I suppose many people in persecuted situations have used diaries – one thinks of Anne Frank amongst others, and certainly in her position a diary must have helped as talking has helped me. I suspect diaries run the risk of an element of unreality – a kind of obsessive substitution for risking feelings with another. But I suspect many find themselves writing to God, or with some loved one in mind, or to someone they hope will eventually read what’s written. Some introspective analysing and so forth is helpful but too much of it in this cramped manner runs the risk of stilted bitterness. But who could live on a desert island without paper and pen? Anyhow, my principal reason is to keep tabs on things for future reference as an “aide memoir” if you like. But the trouble is once people realise that you’re recording things they change their behaviour; maybe that’s a good reason for keeping one!

I got up early for me to witness that a couple of inches of snow fell overnight. I woke up to Douglas Hurd on the television saying “They’re doing a good job” and took it as a compliment noticing that he had intoned it in such a way that I was legitimate in suspecting that he wasn’t just addressing his audience. I had breakfast of coffee with peanut butter on water biscuits and went out for a walk. My nature is affected by the colour of jumper I’m wearing. Wearing a red one for too long is dangerous, but I had a brown one on top of my red one which is safer. I walked through the school field muttering about Belgian humour of the sort which insults people you like. I bought some ink cartridges and saw some plump young girls who prompted me to have a thought about why such may worry about their bulk. Perhaps it’s because when a woman gets pregnant she becomes fat and, hence, the change in size represents the having of a sexual relationship. Consequently, a plump girl may feel that the visible nature of her plumpness associates her with pregnancy and sex and she, therefore, wants to hide this or feels an ancient guilt because of it. I’m sure there are lots of other reasons more to do with men’s attitudes.

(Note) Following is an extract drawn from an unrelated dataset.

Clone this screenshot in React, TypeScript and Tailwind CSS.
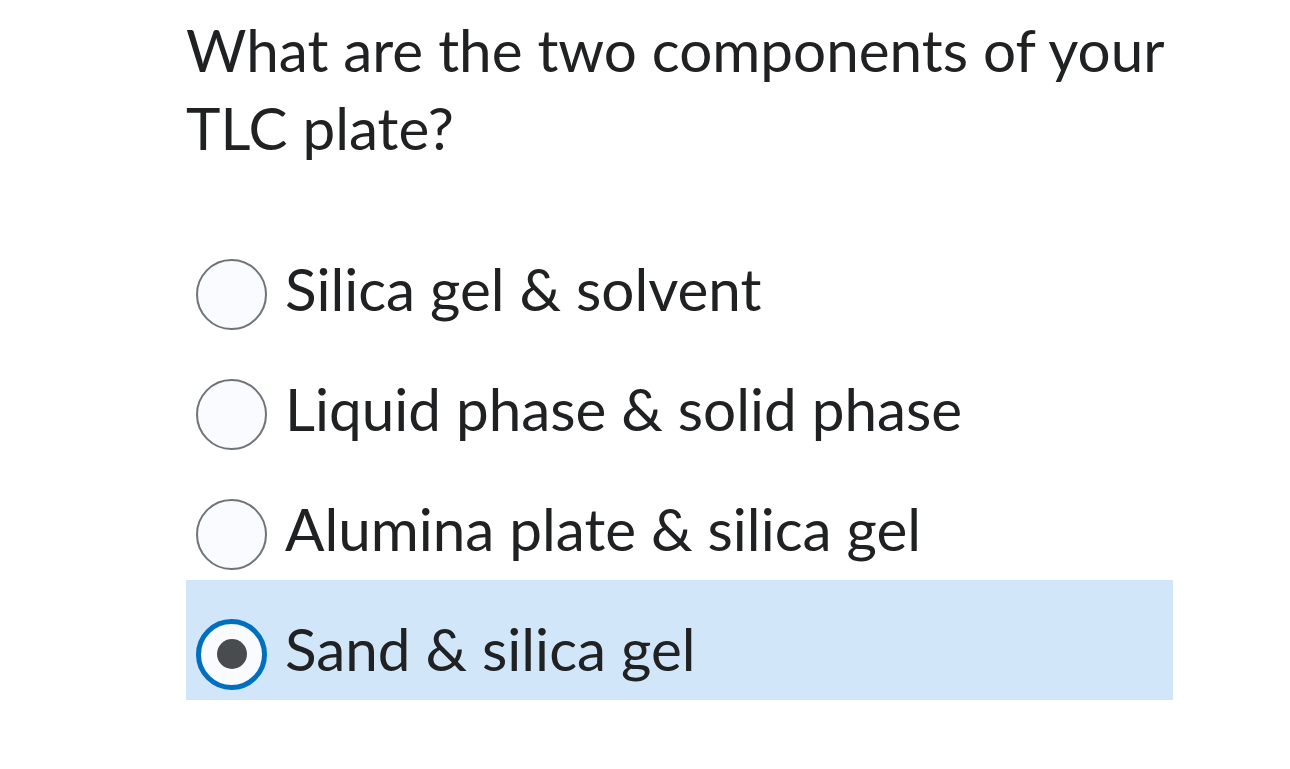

I had fishcakes for lunch, homemade as usual by my Mum. Her fishcakes are probably the best fishcakes in the world! I took another stroll and talked to my frustratingly invisible audience about mental health, and the compulsory treatment thereof, with relation to civil liberties. In the public’s perception, to be sectioned you have to be a danger either to others or yourself though in practice if you are deemed to be a danger to your own mental health you can also be sectioned. This gives the system too much leeway and infringes upon our liberty to think, say and feel what we choose to. Habeas corpus, the right to liberty without conviction by a jury, is our fundamental right and if we express the wish to not have treatment then that should be enshrined as our freedom just as it is for any other condition. If our behaviour disturbs others, but does not break the law, then there should be some system by which we can agree to a civil undertaking before a magistrate with the understanding that the breaking of it will result in hospitalisation. A system of hearings would enable the treating of us visionaries with adult respect and permit communication and a reality feedback. Sectioning people for buying Guardians is an extreme abuse of the Act! I made an appeal to all civil libertarians who may have been listening though I suspected that the thought police would not forward my arguments. I have discovered that if I put two fingers from my right hand onto the centre of my forehead in the morning and rotate anticlockwise with my hand twice then I can severely limit the numbers of thought police tuned into my mind. I have also discovered, disturbingly, that if I put a certain combination of fingers in the right combination on my head then I would be able to hear one of the controlling voices. So far I have not dared to do this.